Background: The purpose of this study was to examine the efficacy and acceptability of an open-label conditioned placebo dose reduction (CPDR) treatment in 70 children with attention deficit hyperactivity disorder (ADHD). This paper focuses on the qualitative data from the study.
Methods: Following a double-blind, crossover dose finding procedure to determine each subject's optimal dose of stimulant medication, subjects were randomized to the CPDR treatment or one of two control groups. Outcome measures included parent and teacher ratings of ADHD behaviours and stimulant side effects. Qualitative assessments were based on open-ended interviews of children and parents. Positive responders to CPDR and controls were followed for 3 months to assess persistence of treatment benefits.

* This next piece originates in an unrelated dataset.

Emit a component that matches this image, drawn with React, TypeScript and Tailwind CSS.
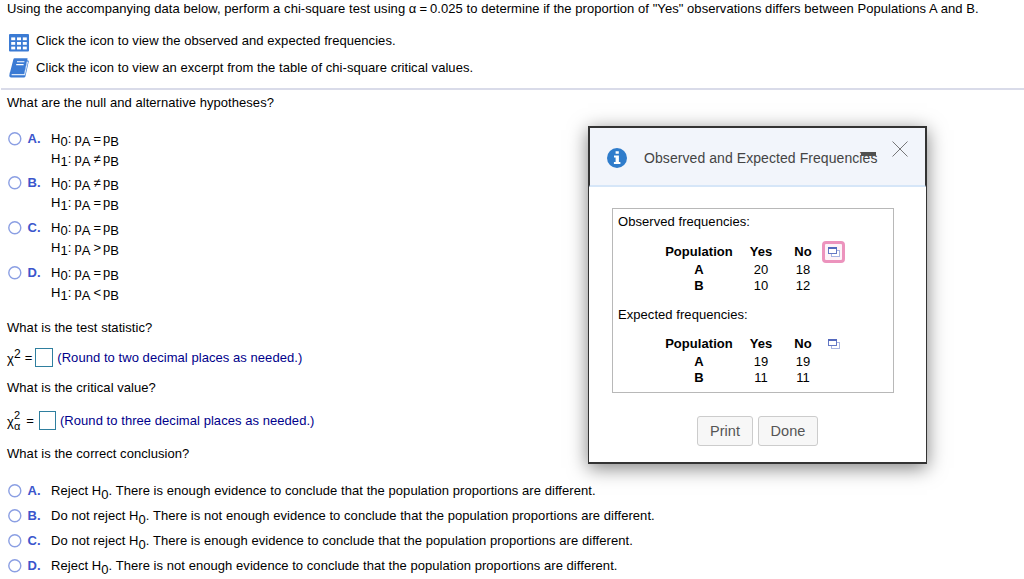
import clsx from "clsx";
import type { ReactNode } from "react";

type Relation = "=" | "≠" | ">" | "<";

interface Hypothesis {
  label: string;
  h0: Relation;
  h1: Relation;
  className: string;
}

const hypotheses: Hypothesis[] = [
  { label: "A.", h0: "=", h1: "≠", className: "h-[44px]" },
  { label: "B.", h0: "≠", h1: "=", className: "h-[45px]" },
  { label: "C.", h0: "=", h1: ">", className: "h-[45px]" },
  { label: "D.", h0: "=", h1: "<", className: "h-[45px]" },
];

const conclusions = [
  { label: "A.", lead: "Reject H", rest: "There is enough evidence to conclude that the population proportions are different." },
  { label: "B.", lead: "Do not reject H", rest: "There is not enough evidence to conclude that the population proportions are different." },
  { label: "C.", lead: "Do not reject H", rest: "There is enough evidence to conclude that the population proportions are different." },
  { label: "D.", lead: "Reject H", rest: "There is not enough evidence to conclude that the population proportions are different." },
];

const observed = [
  ["A", "20", "18"],
  ["B", "10", "12"],
];

const expected = [
  ["A", "19", "19"],
  ["B", "11", "11"],
];

export default function App() {
  return (
    <div className="relative h-[579px] w-[1024px] overflow-hidden bg-white font-['Liberation_Sans',Arial,sans-serif] text-[13px] leading-[15px] tracking-[0.055px] text-black">
      <main className="flex flex-col whitespace-nowrap pt-px">
        <p className="pl-[7px]">
          Using the accompanying data below, perform a chi-square test using α<span className="mx-[3px]">=</span>0.025 to
          determine if the proportion of "Yes" observations differs between Populations A and B.
        </p>
        <div className="mt-[17px] flex h-[25px] items-start pl-[9px]">
          <TableIcon />
          <span className="ml-[7px]">Click the icon to view the observed and expected frequencies.</span>
        </div>
        <div className="flex h-[30px] items-start pl-[9px]">
          <BookIcon />
          <span className="ml-[7px] mt-[2px]">
            Click the icon to view an excerpt from the table of chi-square critical values.
          </span>
        </div>
        <hr className="ml-px h-[2px] border-0 bg-[#d9dbe9]" />

        <p className="mt-[5px] pl-[7px]">What are the null and alternative hypotheses?</p>
        <div className="mt-[21px] pl-[8px]">
          {hypotheses.map((item) => (
            <div key={item.label} className={clsx("flex items-start", item.className)}>
              <Radio />
              <OptionLabel>{item.label}</OptionLabel>
              <div>
                <HypothesisLine index="0" relation={item.h0} />
                <HypothesisLine index="1" relation={item.h1} />
              </div>
            </div>
          ))}
        </div>

        <p className="mt-[10px] pl-[7px]">What is the test statistic?</p>
        <div className="mt-[12px] flex h-[21px] items-center pl-[7px]">
          <span className="mt-px">χ</span>
          <span className="mb-[8px] text-[12px] leading-none">2</span>
          <span className="ml-[4px]">=</span>
          <AnswerBox className="ml-[3px] w-[18px]" />
          <span className="ml-[4px] text-[#00008b]">(Round to two decimal places as needed.)</span>
        </div>
        <p className="mt-[12px] pl-[7px]">What is the critical value?</p>
        <div className="mt-[15px] flex h-[21px] items-center pl-[7px]">
          <span className="mt-px">χ</span>
          <span className="flex flex-col text-[11px] leading-[11px]">
            <span>2</span>
            <span>α</span>
          </span>
          <span className="ml-[6px]">=</span>
          <AnswerBox className="ml-[5px] w-[17px]" />
          <span className="ml-[4px] text-[#00008b]">(Round to three decimal places as needed.)</span>
        </div>
        <p className="mt-[15px] pl-[7px]">What is the correct conclusion?</p>
        <div className="mt-[22px] pl-[8px]">
          {conclusions.map((item) => (
            <div key={item.label} className="flex h-[25px] items-start">
              <Radio />
              <OptionLabel>{item.label}</OptionLabel>
              <span>
                {item.lead}
                <span className="align-[-4px] leading-none">0</span>. {item.rest}
              </span>
            </div>
          ))}
        </div>
      </main>
      <FrequencyDialog />
    </div>
  );
}

function Sub({ children }: { children: ReactNode }) {
  return <span className="align-[-3px] leading-none">{children}</span>;
}

function Radio() {
  return (
    <svg width="14" height="14" viewBox="0 0 14 14" className="mt-px shrink-0">
      <circle cx="6.8" cy="6.8" r="6" fill="#fff" stroke="#8b9fe3" strokeWidth="1.4" />
    </svg>
  );
}

function OptionLabel({ children }: { children: ReactNode }) {
  return <span className="ml-[5.5px] w-[23.5px] shrink-0 font-bold text-[#3b55cc]">{children}</span>;
}

function HypothesisLine({ index, relation }: { index: string; relation: Relation }) {
  return (
    <div className="flex h-[20px]">
      <span>
        H<Sub>{index}</Sub>:
      </span>
      <span className="ml-[3px]">
        p<Sub>A</Sub>
      </span>
      <span className="ml-[3px] w-[9.5px]">{relation}</span>
      <span>
        p<Sub>B</Sub>
      </span>
    </div>
  );
}

function AnswerBox({ className }: { className?: string }) {
  return <span className={clsx("h-[19px] border border-[#2f7f9f] bg-white", className)} />;
}

function FrequencyDialog() {
  return (
    <section
      role="dialog"
      className="absolute left-[588px] top-[126px] flex h-[338px] w-[339px] flex-col border border-b-2 border-t-2 border-[#333] bg-white shadow-[0_4px_18px_rgba(0,0,0,0.5)]"
    >
      <header className="relative flex h-[59px] shrink-0 items-center border-x border-b-2 border-b-[#d6e6f8] border-x-[#333] bg-[#f2f5fb] pl-[17px] pt-[2px]">
        <InfoIcon />
        <h2 className="ml-[17px] mt-[2px] whitespace-nowrap text-[14px] leading-[17px] tracking-[0.07px] text-[#444]">
          Observed and Expected Frequencies
        </h2>
        <span className="absolute left-[271px] top-[24px] h-[4px] w-[15px] bg-[#505050]" />
        <svg className="absolute left-[302px] top-[13px]" width="16" height="16" viewBox="0 0 16 16">
          <path d="M0.5 0.5L15.5 15.5M15.5 0.5L0.5 15.5" stroke="#555" strokeWidth="0.8" fill="none" />
        </svg>
      </header>
      <div className="ml-[23px] mt-[21px] h-[185px] w-[282px] shrink-0 border border-[#b8b8b8] pl-[5px] pt-[5px]">
        <p>Observed frequencies:</p>
        <FrequencyTable rows={observed} highlighted className="mt-[15px]" />
        <p className="mt-[13px]">Expected frequencies:</p>
        <FrequencyTable rows={expected} className="mt-[14px]" />
      </div>
      <footer className="mt-[23px] flex justify-center gap-[5px] text-[14.5px] text-[#555]">
        <button type="button" className="h-[30px] w-[56px] rounded-[3px] border border-[#ccc] bg-[#f7f7f7]">
          Print
        </button>
        <button type="button" className="h-[30px] w-[60px] rounded-[3px] border border-[#ccc] bg-[#f7f7f7]">
          Done
        </button>
      </footer>
    </section>
  );
}

interface FrequencyTableProps {
  rows: string[][];
  highlighted?: boolean;
  className?: string;
}

function FrequencyTable({ rows, highlighted, className }: FrequencyTableProps) {
  return (
    <div className={clsx("ml-[46px] text-center", className)}>
      <div className="flex h-[18px] items-start font-bold">
        <span className="w-[70px]">Population</span>
        <span className="ml-[12px] w-[30px]">Yes</span>
        <span className="ml-[12px] w-[30px]">No</span>
        <span
          className={clsx(
            "-my-[3px] ml-[4px] flex h-[22px] w-[23px] items-center justify-center rounded-[4px]",
            highlighted && "border-[3px] border-[#ec93bd] bg-[#fdf3f8]"
          )}
        >
          <CopyIcon />
        </span>
      </div>
      {rows.map(([name, yes, no]) => (
        <div key={name} className="flex h-[16px]">
          <span className="w-[70px] font-bold">{name}</span>
          <span className="ml-[12px] w-[30px]">{yes}</span>
          <span className="ml-[12px] w-[30px]">{no}</span>
        </div>
      ))}
    </div>
  );
}

function CopyIcon() {
  return (
    <svg width="12" height="11" viewBox="0 0 12 11" className="shrink-0">
      <rect x="3.5" y="3.5" width="8" height="6" fill="#fff" stroke="#a9b5e2" />
      <rect x="0.5" y="0.5" width="8" height="6" fill="#fff" stroke="#6478c4" />
      <path d="M0 1H9" stroke="#5469bd" strokeWidth="2" />
    </svg>
  );
}

function InfoIcon() {
  return (
    <svg width="20" height="20" viewBox="0 0 20 20" className="shrink-0">
      <circle cx="10" cy="10" r="10" fill="#2f7ccb" />
      <path d="M8.6 3.2h3.2v2.6H8.6zM7 7.6h4.9v6.5h1.5v2H6.9v-2h1.7V9.6H7z" fill="#fff" />
    </svg>
  );
}

function TableIcon() {
  return (
    <svg width="20" height="18" viewBox="0 0 20 18" className="mt-px shrink-0">
      <rect width="20" height="17.5" rx="1" fill="#3b7bd4" />
      <g fill="#fff">
        {[3.4, 8, 12.6].map((y) => (
          <g key={y}>
            <rect x="2.2" y={y} width="4" height="2.8" />
            <rect x="8" y={y} width="4" height="2.8" />
            <rect x="13.8" y={y} width="4" height="2.8" />
          </g>
        ))}
      </g>
    </svg>
  );
}

function BookIcon() {
  return (
    <svg width="20" height="20" viewBox="0 0 20 20" className="shrink-0">
      <path d="M5.5 0.3H18.6L15.2 15.2H0.8L4.4 1.3Q4.6 0.3 5.5 0.3Z" fill="#3b7bd4" />
      <path d="M18.6 1.6L19.8 3.2L16.4 18.5Q16.1 19.5 15 19.5H2Q0.3 19.5 0.3 17.8L0.8 14.5H15Z" fill="#3b7bd4" />
      <path d="M18.6 3.6L15.6 16.6H2.6" fill="none" stroke="#dbe7f8" strokeWidth="1.1" />
      <path d="M8 3.8H15.4M7.2 6.6H14.6" stroke="#fff" strokeWidth="1.1" />
    </svg>
  );
}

Results: Children randomized to CPDR showed an excellent treatment response, well maintained over time. Parents and children were generally accepting of the treatment. Most parents reported treatment benefits and 80% of the children found the placebo to be useful. Full disclosure of the placebo to parents and children did not appear to negate the placebo's effectiveness. Participation effects and changes in caregiver behaviour may have contributed to positive treatment outcomes.
Conclusions: Open-label use of placebos as part of CPDR treatment may represent an innovative, ethical way of harnessing the power of placebos in clinical therapeutics.